My mom was the best bargain shopper. She got a thrill out of the ninety-nine-cent tag sales and checked the sign in the front of the store for the color of the sale tag for the week. In a way going to the Goodwill was a pilgrimage for her. She walked the same path no matter what location she was shopping. My mom started with the clothes, worked her way over to the knick-knacks, then the purses. I know the Goodwill is a place to find bargains, but is it possible to connect with a deceased loved one?
Three months after my mom died, I visited the last store we shopped. As hard as it was to go there again, I desperately needed to find a way to connect with her. I turned it into a pilgrimage. I looked in each aisle for items that reminded me of her. If I had started this practice earlier, something I saw might actually have belonged to my mom. When she died, my sister and I gave her clothes and things to the Goodwill. We thought our mom would approve of it because she most likely bought many of the clothes there to begin with. I put the list into my phone so that I could keep track of where I found my mom. I figured the best thing to do was to follow the same path she took so I first checked the color tag of the week in case I found any clothes. The ninety-nine-cent tag was red so I walked the clothes aisles and grabbed only for the red tags.
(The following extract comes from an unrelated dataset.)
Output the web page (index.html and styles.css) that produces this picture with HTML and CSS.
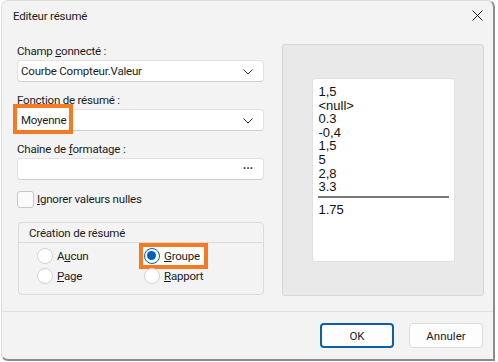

I didn’t see any clothes that reminded me of my mom so I moved to the knick-knacks hoping it might be more productive. On one shelf I discovered a bright orange dish that reminded me of home. I picked up the dish and turned it over to confirm my suspicions that it was Pyrex. It was just like the one my mom reheated our Spaghetti-O’s in and like the multicolored dishes that lined the cupboards inside and out at our old house. I remembered the annual dusting of the dishes displayed on the top of the cupboards that I would have to climb onto the countertops to reach.
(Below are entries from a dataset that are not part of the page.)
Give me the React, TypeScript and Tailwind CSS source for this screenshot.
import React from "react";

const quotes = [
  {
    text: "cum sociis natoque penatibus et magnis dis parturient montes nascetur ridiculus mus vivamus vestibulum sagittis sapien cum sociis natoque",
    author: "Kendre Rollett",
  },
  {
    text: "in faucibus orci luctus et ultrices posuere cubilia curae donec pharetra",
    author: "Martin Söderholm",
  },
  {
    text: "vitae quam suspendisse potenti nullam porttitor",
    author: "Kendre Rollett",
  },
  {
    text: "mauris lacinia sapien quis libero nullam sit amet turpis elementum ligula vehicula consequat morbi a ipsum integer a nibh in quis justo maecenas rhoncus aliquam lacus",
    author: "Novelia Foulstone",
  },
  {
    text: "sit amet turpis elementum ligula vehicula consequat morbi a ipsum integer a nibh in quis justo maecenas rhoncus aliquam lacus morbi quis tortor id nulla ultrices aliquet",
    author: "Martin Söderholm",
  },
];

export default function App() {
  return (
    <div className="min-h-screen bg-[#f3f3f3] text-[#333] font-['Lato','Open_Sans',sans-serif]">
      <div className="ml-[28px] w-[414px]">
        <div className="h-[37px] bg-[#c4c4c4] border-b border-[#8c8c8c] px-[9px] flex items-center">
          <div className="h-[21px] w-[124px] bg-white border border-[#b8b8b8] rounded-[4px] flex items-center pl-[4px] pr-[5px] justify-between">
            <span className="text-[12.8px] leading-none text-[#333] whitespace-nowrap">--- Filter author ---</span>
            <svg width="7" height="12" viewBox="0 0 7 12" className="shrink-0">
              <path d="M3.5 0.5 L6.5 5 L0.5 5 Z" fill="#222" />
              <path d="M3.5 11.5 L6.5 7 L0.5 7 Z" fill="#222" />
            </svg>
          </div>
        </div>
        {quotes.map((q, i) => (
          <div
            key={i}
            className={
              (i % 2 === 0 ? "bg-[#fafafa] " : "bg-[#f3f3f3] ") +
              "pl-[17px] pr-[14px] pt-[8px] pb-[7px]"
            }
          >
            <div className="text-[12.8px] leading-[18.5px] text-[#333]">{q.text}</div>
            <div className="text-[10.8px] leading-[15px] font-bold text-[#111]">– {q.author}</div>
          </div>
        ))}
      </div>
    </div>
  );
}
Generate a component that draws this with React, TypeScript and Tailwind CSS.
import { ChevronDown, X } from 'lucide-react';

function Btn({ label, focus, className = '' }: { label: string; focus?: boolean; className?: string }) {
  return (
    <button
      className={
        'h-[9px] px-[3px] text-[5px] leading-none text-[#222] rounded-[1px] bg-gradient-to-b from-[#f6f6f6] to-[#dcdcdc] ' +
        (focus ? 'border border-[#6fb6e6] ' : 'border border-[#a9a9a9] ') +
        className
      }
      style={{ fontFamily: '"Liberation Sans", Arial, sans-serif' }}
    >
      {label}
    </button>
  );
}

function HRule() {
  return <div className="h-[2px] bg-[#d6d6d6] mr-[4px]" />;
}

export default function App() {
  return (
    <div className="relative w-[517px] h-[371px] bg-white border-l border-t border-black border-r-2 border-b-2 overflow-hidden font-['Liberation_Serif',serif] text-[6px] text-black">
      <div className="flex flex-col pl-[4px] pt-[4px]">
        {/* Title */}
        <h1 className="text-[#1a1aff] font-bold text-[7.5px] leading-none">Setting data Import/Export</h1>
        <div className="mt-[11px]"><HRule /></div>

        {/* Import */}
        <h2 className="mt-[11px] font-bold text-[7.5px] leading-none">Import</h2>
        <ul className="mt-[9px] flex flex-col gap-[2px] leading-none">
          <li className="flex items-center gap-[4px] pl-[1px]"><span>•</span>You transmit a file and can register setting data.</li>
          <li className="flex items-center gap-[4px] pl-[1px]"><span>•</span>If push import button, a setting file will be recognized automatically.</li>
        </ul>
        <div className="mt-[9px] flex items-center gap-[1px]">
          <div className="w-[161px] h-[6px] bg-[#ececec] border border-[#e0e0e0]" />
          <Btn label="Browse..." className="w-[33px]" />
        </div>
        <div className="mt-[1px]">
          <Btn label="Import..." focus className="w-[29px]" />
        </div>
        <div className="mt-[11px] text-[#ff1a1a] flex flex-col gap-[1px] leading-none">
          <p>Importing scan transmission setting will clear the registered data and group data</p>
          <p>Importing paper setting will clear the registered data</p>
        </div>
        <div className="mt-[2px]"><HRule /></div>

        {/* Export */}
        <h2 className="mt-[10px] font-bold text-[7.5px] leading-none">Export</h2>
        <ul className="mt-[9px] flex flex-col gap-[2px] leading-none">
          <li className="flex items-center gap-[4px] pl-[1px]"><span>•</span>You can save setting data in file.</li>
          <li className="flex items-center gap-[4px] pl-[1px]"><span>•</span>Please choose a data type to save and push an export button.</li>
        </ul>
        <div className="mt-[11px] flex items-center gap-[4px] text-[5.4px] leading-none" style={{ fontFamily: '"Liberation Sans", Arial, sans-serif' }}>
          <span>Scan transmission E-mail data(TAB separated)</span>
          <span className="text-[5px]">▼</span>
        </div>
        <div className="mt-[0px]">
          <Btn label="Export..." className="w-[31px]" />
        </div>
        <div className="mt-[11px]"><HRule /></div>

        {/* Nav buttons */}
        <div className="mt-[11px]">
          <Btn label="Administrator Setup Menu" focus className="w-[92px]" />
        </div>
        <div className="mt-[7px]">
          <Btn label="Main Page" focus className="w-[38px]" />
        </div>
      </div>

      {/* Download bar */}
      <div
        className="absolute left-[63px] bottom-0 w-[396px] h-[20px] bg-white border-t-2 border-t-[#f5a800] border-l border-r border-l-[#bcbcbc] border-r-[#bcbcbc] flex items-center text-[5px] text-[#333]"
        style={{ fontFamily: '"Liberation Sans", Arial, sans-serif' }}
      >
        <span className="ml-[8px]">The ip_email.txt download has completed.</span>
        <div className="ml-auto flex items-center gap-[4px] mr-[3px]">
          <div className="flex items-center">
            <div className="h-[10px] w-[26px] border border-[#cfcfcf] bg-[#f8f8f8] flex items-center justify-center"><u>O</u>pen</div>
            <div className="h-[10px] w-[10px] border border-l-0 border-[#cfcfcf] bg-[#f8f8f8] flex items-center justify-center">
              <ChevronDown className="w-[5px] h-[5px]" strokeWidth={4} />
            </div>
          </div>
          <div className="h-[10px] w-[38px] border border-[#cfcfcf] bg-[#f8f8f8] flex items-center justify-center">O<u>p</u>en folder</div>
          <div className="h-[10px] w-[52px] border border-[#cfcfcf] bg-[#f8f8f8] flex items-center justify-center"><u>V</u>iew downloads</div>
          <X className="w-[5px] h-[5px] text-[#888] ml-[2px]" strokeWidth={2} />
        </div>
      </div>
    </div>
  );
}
Pleased with the Pyrex find, I moved through the rest of the aisles and headed to the purses. The racks were full of purses of all sizes and colors, some in better shape than the others. After examining two racks I found just the one for me on the third. It was a Stone Mountain purse, a staple in my mom’s purse collection. “You get your love of purses from your mom,” she would say each time I’d stand in front of my new favorite purse that I’d just have to have. My mom contributed to my purse collection many times over the years. Most of the purses have key chains that snap inside so you do not lose your keys. My brother once found one at a thrift store in New York City and knew it was my mom pointing it out.
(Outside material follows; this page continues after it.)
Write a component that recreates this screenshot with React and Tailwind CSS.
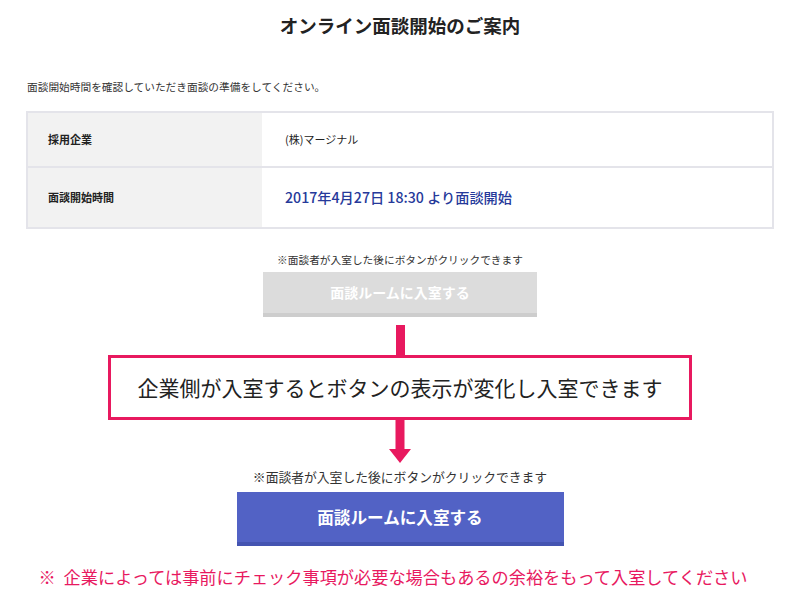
export default function App() {
  const font = { fontFamily: '"Noto Sans CJK JP", "Noto Sans", sans-serif' };
  return (
    <div className="w-[800px] h-[600px] bg-white flex flex-col items-center text-[#222]" style={font}>
      <h1 className="mt-[12px] text-[18.5px] leading-[26px] font-bold text-[#222]">オンライン面談開始のご案内</h1>
      <p className="mt-[41px] self-start ml-[27px] text-[10.7px] leading-[16px] text-[#333]">
        面談開始時間を確認していただき面談の準備をしてください。
      </p>
      <div className="mt-[16px] w-[748px] border-2 border-[#e4e4ea] flex flex-col">
        <div className="flex h-[55px] border-b-2 border-[#e4e4ea]">
          <div className="w-[234px] bg-[#f2f2f2] flex items-center pl-[20px] text-[11px] font-bold">採用企業</div>
          <div className="flex-1 flex items-center pl-[23px] text-[11px]">(株)マージナル</div>
        </div>
        <div className="flex h-[59px]">
          <div className="w-[234px] bg-[#f2f2f2] flex items-center pl-[20px] text-[11px] font-bold">面談開始時間</div>
          <div className="flex-1 flex items-center pl-[23px] text-[14.2px] font-medium text-[#26399a]">
            2017年4月27日 18:30 より面談開始
          </div>
        </div>
      </div>
      <p className="mt-[23px] text-[10.7px] leading-[16px] text-[#333]">※面談者が入室した後にボタンがクリックできます</p>
      <div className="mt-[4px] w-[274px] h-[45px] bg-[#dcdcdc] border-b-4 border-[#cdcdcd] flex items-center justify-center text-white text-[14px] font-bold">
        面談ルームに入室する
      </div>
      <div className="mt-[8px] w-[9px] h-[30px] bg-[#e8195f]" />
      <div className="w-[584px] h-[65px] border-[3px] border-[#e8195f] flex items-center justify-center text-[21px] text-[#222]">
        企業側が入室するとボタンの表示が変化し入室できます
      </div>
      <svg width="22" height="43" viewBox="0 0 22 43" className="block">
        <rect x="6.5" y="0" width="9" height="30" fill="#e8195f" />
        <polygon points="0,29 22,29 11,43" fill="#e8195f" />
      </svg>
      <p className="mt-[5px] text-[12.8px] leading-[18px] text-[#333]">※面談者が入室した後にボタンがクリックできます</p>
      <div className="mt-[6px] w-[327px] h-[54px] bg-[#5262c5] border-b-4 border-[#4454b1] flex items-center justify-center text-white text-[16.6px] font-bold">
        面談ルームに入室する
      </div>
      <p className="mt-[19px] ml-[-14px] text-[17.2px] leading-[24px] text-[#e8195f]">
        <span className="mr-[4px]">※</span> 企業によっては事前にチェック事項が必要な場合もあるの余裕をもって入室してください
      </p>
    </div>
  );
}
As I walked toward the checkout line, I saw something in the glass case. Whenever my mom attended a wedding, she bought the couple-to-be a Peggy Karr glass plate. I kept the tradition going when my brother got married after my mom died. I found a New York plate for the happy couple with images of their new home state painted in the glass. My sister-in-law emailed me to make sure we got one for my sister’s wedding. Tucked in the corner of the glass display case was a Peggy Karr Omaha plate. If I ever wondered if my mom could hear my earthly thoughts, I now had my answer.